Makes you wonder after watching Pope slap the hand of the needy Asian woman reaching for him only to have her hand slapped away. Seems the woman not the "Man" makes the Church especially considering the current sexual misconduct charges roiling the Church.

rhhardin said...

Himmelfarb is blue.

whitney said...

She's Bill Kristol's mom

Phil 314 said...

I was thinking just the other day about the changes in public morality in my lifetime (60+ years)

As a six year old I recall:
-rare to hear a swear word in movies, never on TV and not in mixed company
-no sex in movies (I remember the movie “I am Curious (Yellow)” as some sort of breakthrough
-suits and uniforms for men at work
-shorts mainly for kids

Etc etc.

Shouting Thomas said...

95% of people don't read books (or articles) at all.

The percentage might be higher than that.

The most peaceful, happy family home is one in which Mom and Dad are male and female and the children are theirs alone, with no mixing in of ex-spousal offspring. It's better if the whole family goes to church every Sunday.

Yes, that past did exist. And, it was good.

So, this guy wants to get laid, and he wants to remove all impediments to getting laid. Who doesn't?

Ann Althouse said...

"Makes you wonder after watching Pope slap the hand..."

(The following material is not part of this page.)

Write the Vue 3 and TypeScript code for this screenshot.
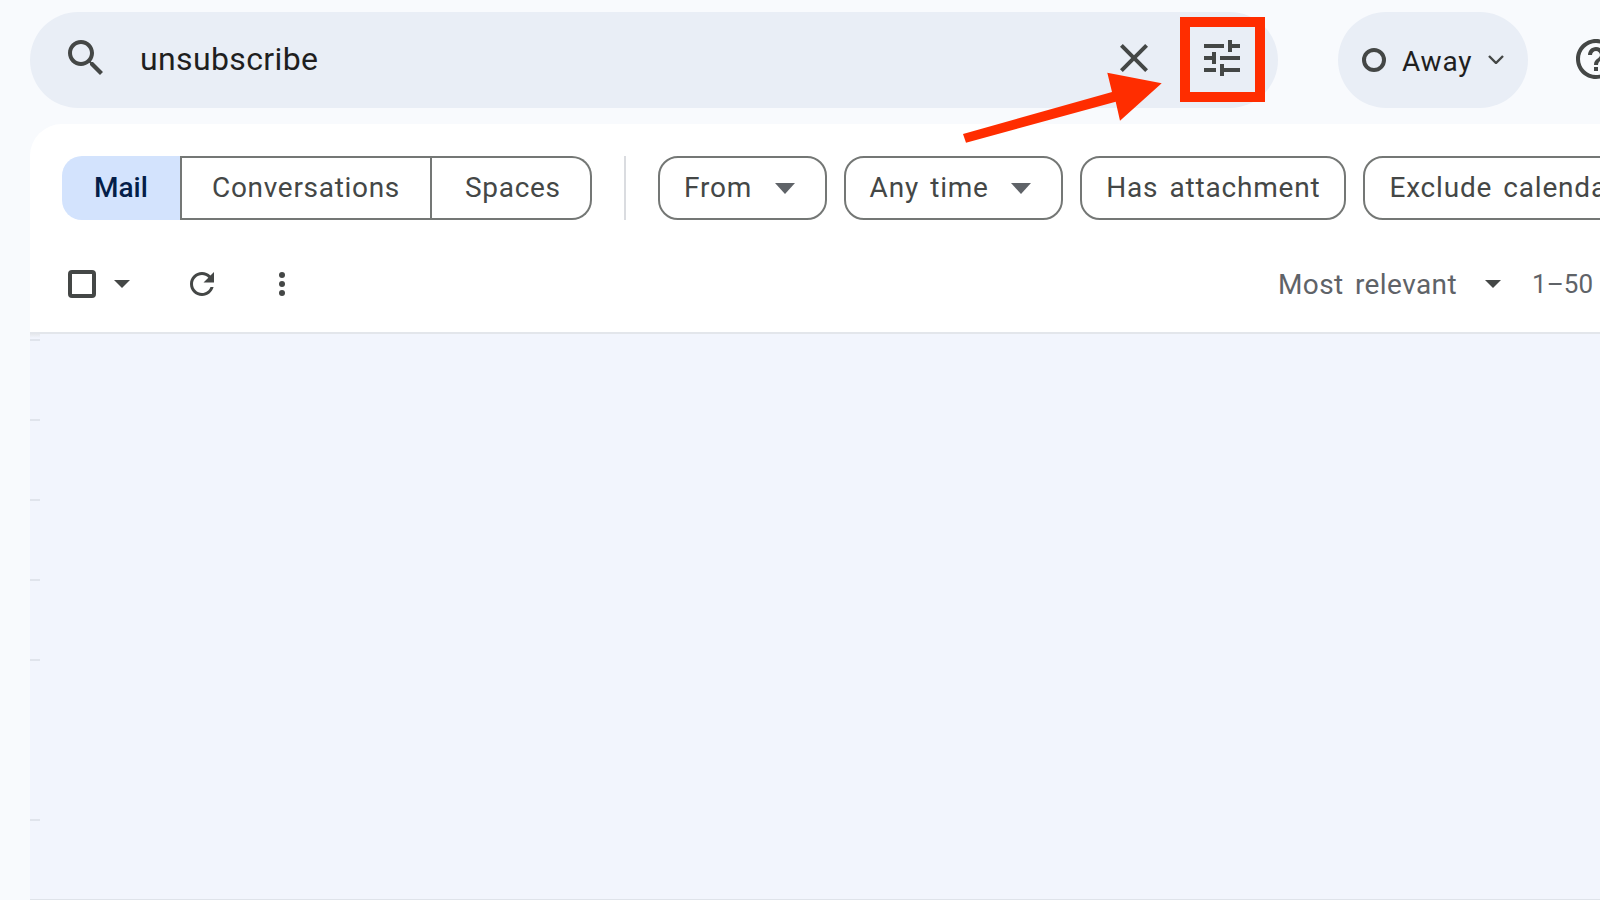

I'm going to have a post about that... working on it now.

gilbar said...

So, Charles Taylor says that It's FINE to have:

MANY kids raised by poor single mothers; 'cause otherwise SOME women would be unhappy
MANY children aborted; 'cause otherwise SOME women would be injured in backstreet abortions
Sexual Promiscuity taught in schools; 'cause otherwise SOME kids would experiment on their own
Government Big brother watching our welfare; 'cause otherwise SOME people could be hungry

He uses the phrase "at least as much", I do not think that word means what you think it does


This Chuck, seems as bad at arguing his points, as many other Chucks; something in the name?

Kevin said...

Charles Taylor never heard of people moralizing about not recycling, wearing fur, eating meat, owning guns, allowing charter schools, or any other left-wing outrages?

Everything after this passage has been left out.